- Given exercise
Write out the material exactly, leaving every picture behind.

- Dataset excerpt
## Start
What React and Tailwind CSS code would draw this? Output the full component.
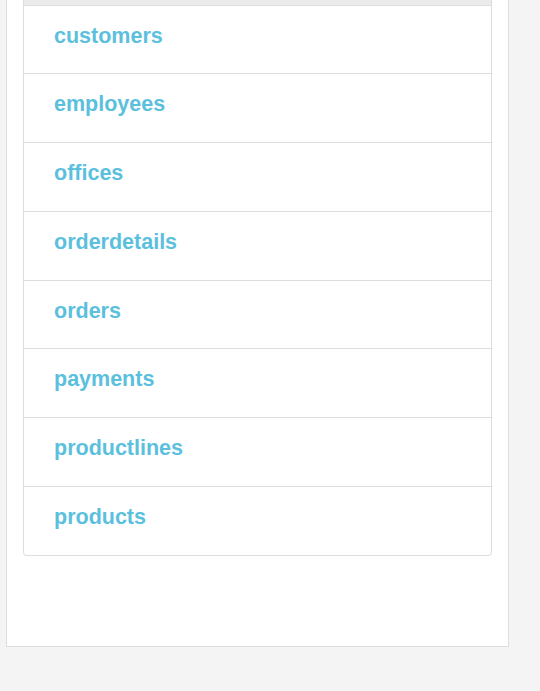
const tables = [
  { name: "customers", h: "h-[68px]" },
  { name: "employees", h: "h-[69px]" },
  { name: "offices", h: "h-[69px]" },
  { name: "orderdetails", h: "h-[69px]" },
  { name: "orders", h: "h-[68px]" },
  { name: "payments", h: "h-[69px]" },
  { name: "productlines", h: "h-[69px]" },
  { name: "products", h: "h-[68px]" },
];

export default function App() {
  return (
    <div className="min-h-[691px] w-full bg-[#f4f4f4] font-['Liberation_Sans',Arial,sans-serif]">
      {/* Panel, top cut off by the scroll */}
      <div className="ml-[6px] w-[503px] bg-white border border-t-0 border-[#dddddd] pl-[16px] pb-[90px]">
        {/* List group */}
        <div className="w-[469px] border border-t-0 border-[#dddddd] rounded-b-[4px]">
          <div className="h-[6px] bg-[#ebebeb] border-b border-[#dddddd]" />
          {tables.map((t, i) => (
            <a
              key={t.name}
              href="#"
              className={`block ${t.h} pl-[30px] pt-[20px] leading-none text-[21.5px] font-bold text-[#5bc0de] ${
                i < tables.length - 1 ? "border-b border-[#dddddd]" : ""
              }`}
            >
              {t.name}
            </a>
          ))}
        </div>
      </div>
    </div>
  );
}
## End
- Written response
What React and Tailwind CSS code would draw this? Output the full component.
const tables = [
  { name: "customers", h: "h-[68px]" },
  { name: "employees", h: "h-[69px]" },
  { name: "offices", h: "h-[69px]" },
  { name: "orderdetails", h: "h-[69px]" },
  { name: "orders", h: "h-[68px]" },
  { name: "payments", h: "h-[69px]" },
  { name: "productlines", h: "h-[69px]" },
  { name: "products", h: "h-[68px]" },
];

export default function App() {
  return (
    <div className="min-h-[691px] w-full bg-[#f4f4f4] font-['Liberation_Sans',Arial,sans-serif]">
      {/* Panel, top cut off by the scroll */}
      <div className="ml-[6px] w-[503px] bg-white border border-t-0 border-[#dddddd] pl-[16px] pb-[90px]">
        {/* List group */}
        <div className="w-[469px] border border-t-0 border-[#dddddd] rounded-b-[4px]">
          <div className="h-[6px] bg-[#ebebeb] border-b border-[#dddddd]" />
          {tables.map((t, i) => (
            <a
              key={t.name}
              href="#"
              className={`block ${t.h} pl-[30px] pt-[20px] leading-none text-[21.5px] font-bold text-[#5bc0de] ${
                i < tables.length - 1 ? "border-b border-[#dddddd]" : ""
              }`}
            >
              {t.name}
            </a>
          ))}
        </div>
      </div>
    </div>
  );
}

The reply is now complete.